On Fri., May 16, Robert Morris, founder and artistic director of the St. Paul based Leigh Morris Choral, and Anthony Leach, director of the Penn State University Choir and Essence of Joy, presented a convocation address entitled “The Relationship Between Song and Singing in the African-American Sacred Music Traditions.” Morris and Leach utilized lecture and demonstration during their presentation and invited members of the Leigh Morris Chorale and Carleton College Choir in addition to other artists to demonstrate the spirituals, hymns and gospel music that they presented.
Morris, a graduate of DePaul University, Indiana University, and the University of Iowa, has performed throughout the United States including performances at Carnegie Hall, the Orchestra Hall in Chicago and the Orchestra Hall in Minneapolis. Before coming to Minneapolis, Morris served as the Director of Choral Activities at Winston-Salem State University and Jackson State University. His research on African-American hymns and spirituals is often cited in literature on those subjects. Through the Leigh Morris Chorale, Morris and the choir tour many colleges and other settings throughout the country and utilize a performance-based lecture to demonstrate the foundations of gospel music.
Leach, a graduate of Lebanon Valley College and Penn State University, has taught choral music education courses at Penn State University since 1994 in addition to his duties as director of the University Choir and Essence of Joy, a choral ensemble at the University. Born in Washington, D.C., Leach taught in public schools in Maryland, Pennsylvania and New York for 14 years and has served as adjunct faculty at Shippensburg University, Catholic University, and Howard University.

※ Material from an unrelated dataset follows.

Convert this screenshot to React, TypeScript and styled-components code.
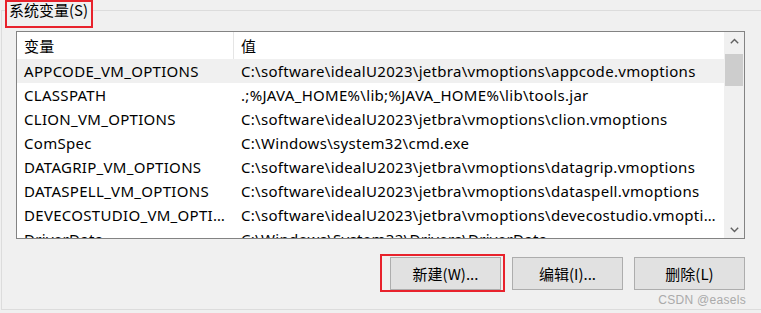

After a musical performance of a spiritual to open the convocation address, Morris and Leach discussed the basis and structure of the spiritual. With the help of the assembled performers, Morris and Leach presented excerpts from psalms and discussed how spirituals have a basis in call-and-response during the performance. After an introduction to spirituals, Morris and Leach led the psalm “I Thank You, Jesus” to demonstrate the “shout,” one type of spiritual.
Morris and Leach then discussed hymns. Leach first played a version of a hymn followed by a concert version of the same hymn with the whole choir. Morris and Leach then performed two different versions of the hymn, “Is He Yours?” by Lucie Campbell.
Morris then mentioned the Azusa Street Revival in Los Angeles, which brought about the Pentecostal movement. He also discussed the classic era of gospel music, the 1920s to the 1960s. The choir then performed a hybrid version of “Take Me to the Water,” a classic spiritual and then “Hallelujah, I’m Going to Praise His Name.” They then performed “Worthy to Be Praised,” by Byron Smith.
The convocation was part of a four day celebration of African American spirituals. In addition to the address, Leach and Morris, along with many other artists and groups, performed two nights of concerts on Sat., May 17 and Sun., May 18 at the Concert Hall.